Trois personnages qui appartiennent plus au conte qu’à la psychologie font tourner ce roman. Vina Aspara, star pop, sorte de double de Tina Turner. Ormus Cama (quelques traits de Brian Wilson), musicien de génie en communication avec l’autremonde (sic) où réside notamment son jumeau mort, qui fonde avec Vina le groupe VTO plus connu que les Beatles, Elvis Presley et Pink Floyd réunis (l’histoire se passe entre les années 40 et 80). Et Rai, photographe célébrissime, une sorte de personnage entre, disons, Robert Frank et de Robert Capa.
Tous beaux, talentueux, de premier ordre dans leur art, trop parfaits pour être honnêtes. Tous pris dans une histoire d’amour triangulaire: Vina et Ormus le grand amour absolu, Rai l’amant en tiers qui cherche à happer Vina, narrateur du roman aussi. Tous servant à exposer brillamment des thèmes: la puissance du rock, la force de l’amour, l’ambiguïté des images, les relations du génie, de la folie et de la mort.
Courant à côté d’eux, l’actualité revue et corrigée montre que l’on est dans un monde parallèle, qui communique d’ailleurs avec le nôtre, par ses références et ses passerelles: John Kennedy échappe à l’attentat de Dallas, le Watergate est un livre à succès sans rapport avec la réalité, etc.
Les trois héros viennent de Bombay qu’ils ont quittée dans les années 60. Leur histoire suit celle du rock et est symboliquement liée au leitmotiv du tremblement de terre: celui que la musique apporte à cette époque, celui qui donnera son titre à l’album le plus célèbre de VTO, celui qui tuera Vina, engloutie comme Eurydice.
Jusque là, jusqu’à cette disparition, c’est ébouriffant. La suite s’essouffle, le retour de Vina du royaume des morts sous une autre forme (une nouvelle femme).
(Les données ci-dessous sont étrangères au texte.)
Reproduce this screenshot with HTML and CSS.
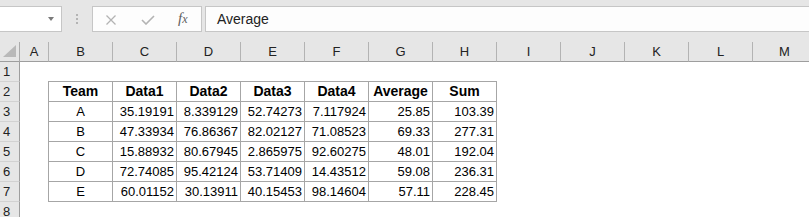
FILE: index.html
```html
<!DOCTYPE html>
<html>
<head>
<meta charset="utf-8">
<link rel="stylesheet" href="styles.css">
</head>
<body>
<div class="toolbar">
  <div class="namebox"><span class="caret"></span></div>
  <div class="grip"><i></i><i></i><i></i></div>
  <div class="fxbox">
    <svg class="ico ico-x" width="12" height="10" viewBox="0 0 12 10"><path d="M1.5 0.5 L10.5 9.5 M10.5 0.5 L1.5 9.5" stroke="#b3b3b3" stroke-width="1.3" fill="none"/></svg>
    <svg class="ico ico-ok" width="14" height="10" viewBox="0 0 14 10"><path d="M1 5 L5 9 L13 1" stroke="#b3b3b3" stroke-width="1.6" fill="none"/></svg>
    <span class="fx">f<span class="fx-x">x</span></span>
  </div>
  <div class="formula">Average</div>
</div>

<div class="sheet">
  <div class="row hdr">
    <div class="corner"><svg width="19" height="19" viewBox="0 0 19 19"><polygon points="3,15 16,15 16,3" fill="#b9b9b9"/></svg></div>
    <div class="cl">A</div><div class="cl">B</div><div class="cl">C</div><div class="cl">D</div><div class="cl">E</div><div class="cl">F</div><div class="cl">G</div><div class="cl">H</div><div class="cl">I</div><div class="cl">J</div><div class="cl">K</div><div class="cl">L</div><div class="cl">M</div>
  </div>
  <div class="row">
    <div class="rh">1</div>
    <div class="top"></div>
  </div>
  <div class="row">
    <div class="rh">2</div>
    <div class="t first b">Team</div><div class="t b">Data1</div><div class="t b">Data2</div><div class="t b">Data3</div><div class="t b">Data4</div><div class="t b">Average</div><div class="t b">Sum</div>
  </div>
  <div class="row">
    <div class="rh">3</div>
    <div class="t first ctr">A</div><div class="t">35.19191</div><div class="t">8.339129</div><div class="t">52.74273</div><div class="t">7.117924</div><div class="t">25.85</div><div class="t">103.39</div>
  </div>
  <div class="row">
    <div class="rh">4</div>
    <div class="t first ctr">B</div><div class="t">47.33934</div><div class="t">76.86367</div><div class="t">82.02127</div><div class="t">71.08523</div><div class="t">69.33</div><div class="t">277.31</div>
  </div>
  <div class="row">
    <div class="rh">5</div>
    <div class="t first ctr">C</div><div class="t">15.88932</div><div class="t">80.67945</div><div class="t">2.865975</div><div class="t">92.60275</div><div class="t">48.01</div><div class="t">192.04</div>
  </div>
  <div class="row">
    <div class="rh">6</div>
    <div class="t first ctr">D</div><div class="t">72.74085</div><div class="t">95.42124</div><div class="t">53.71409</div><div class="t">14.43512</div><div class="t">59.08</div><div class="t">236.31</div>
  </div>
  <div class="row">
    <div class="rh">7</div>
    <div class="t first ctr">E</div><div class="t">60.01152</div><div class="t">30.13911</div><div class="t">40.15453</div><div class="t">98.14604</div><div class="t">57.11</div><div class="t">228.45</div>
  </div>
  <div class="row">
    <div class="rh">8</div>
  </div>
</div>
</body>
</html>
```
FILE: styles.css
```css
html, body {
  margin: 0;
  padding: 0;
}
body {
  width: 809px;
  height: 217px;
  overflow: hidden;
  background: #ffffff;
  font-family: "Liberation Sans", Arial, sans-serif;
  color: #000;
}

/* ---------- formula toolbar ---------- */
.toolbar {
  display: flex;
  align-items: flex-start;
  box-sizing: border-box;
  height: 42px;
  padding-top: 6px;
  background: #e6e6e6;
}
.namebox {
  box-sizing: border-box;
  width: 63px;
  height: 26px;
  margin-left: -1px;
  background: #ffffff;
  border: 1px solid #c6c6c6;
  display: flex;
  align-items: center;
  justify-content: flex-end;
  padding-right: 7px;
}
.caret {
  width: 0;
  height: 0;
  border-left: 3.5px solid transparent;
  border-right: 3.5px solid transparent;
  border-top: 4px solid #7a7a7a;
  margin-top: -1px;
}
.grip {
  display: flex;
  flex-direction: column;
  gap: 2px;
  margin-left: 14px;
  margin-top: 8px;
}
.grip i {
  display: block;
  width: 2px;
  height: 2px;
  background: #b4b4b4;
}
.fxbox {
  box-sizing: border-box;
  width: 110px;
  height: 26px;
  margin-left: 14px;
  background: #fdfdfd;
  border: 1px solid #c6c6c6;
  display: flex;
  align-items: center;
  padding-left: 12px;
}
.ico {
  display: block;
  margin-top: 1px;
}
.ico-ok {
  margin-left: 24px;
}
.fx {
  margin-left: 23px;
  font-family: "Liberation Serif", "Times New Roman", serif;
  font-style: italic;
  font-size: 15px;
  color: #606060;
  line-height: 1;
  margin-top: -1px;
}
.fx-x {
  font-size: 12px;
}
.formula {
  box-sizing: border-box;
  flex: 1;
  height: 26px;
  margin-left: 3px;
  margin-right: -10px;
  background: #fdfdfd;
  border: 1px solid #c6c6c6;
  padding-left: 11px;
  font-size: 14px;
  line-height: 24px;
  color: #222;
}

/* ---------- sheet grid ---------- */
.row {
  display: grid;
  grid-template-columns: 20px 29px repeat(12, 64px);
  height: 20px;
}
.row > div {
  box-sizing: border-box;
  height: 20px;
  font-size: 13px;
  line-height: 19px;
  white-space: nowrap;
  overflow: hidden;
}
.hdr {
  background: #e6e6e6;
}
.corner {
  border-right: 1px solid #ababab;
  border-bottom: 1px solid #9e9e9e;
}
.corner svg {
  display: block;
}
.cl {
  text-align: center;
  color: #222;
  border-right: 1px solid #b3b3b3;
  border-bottom: 1px solid #9e9e9e;
}
.rh {
  background: #e6e6e6;
  border-right: 1px solid #9e9e9e;
  border-bottom: 1px solid #d2d2d2;
  padding-left: 3px;
  color: #222;
}
.top {
  grid-column: 3 / 10;
  margin-left: -1px;
  border-bottom: 1px solid #a6a6a6;
}
.t {
  border-right: 1px solid #a6a6a6;
  border-bottom: 1px solid #a6a6a6;
  text-align: right;
  padding: 0 2px;
}
.t.first {
  grid-column: 3;
  margin-left: -1px;
  border-left: 1px solid #a6a6a6;
}
.t.ctr {
  text-align: center;
}
.row > .t.b {
  text-align: center;
  font-weight: bold;
  font-size: 14px;
}
```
Bon, ce sont seulement les 150 dernières pages.
Histoire des limites et des rencontres (l’Orient-l’Occident, le réel-l’autremonde, la vie-la mort, le rock-la tradition, etc), foisonnante, fourmillante, énergique, La terre sous ses pieds explore des registres de langue divers, avec une ambition totalisante ambitieuse et passionnante. Paru en 1999, republié par Folio en 2011.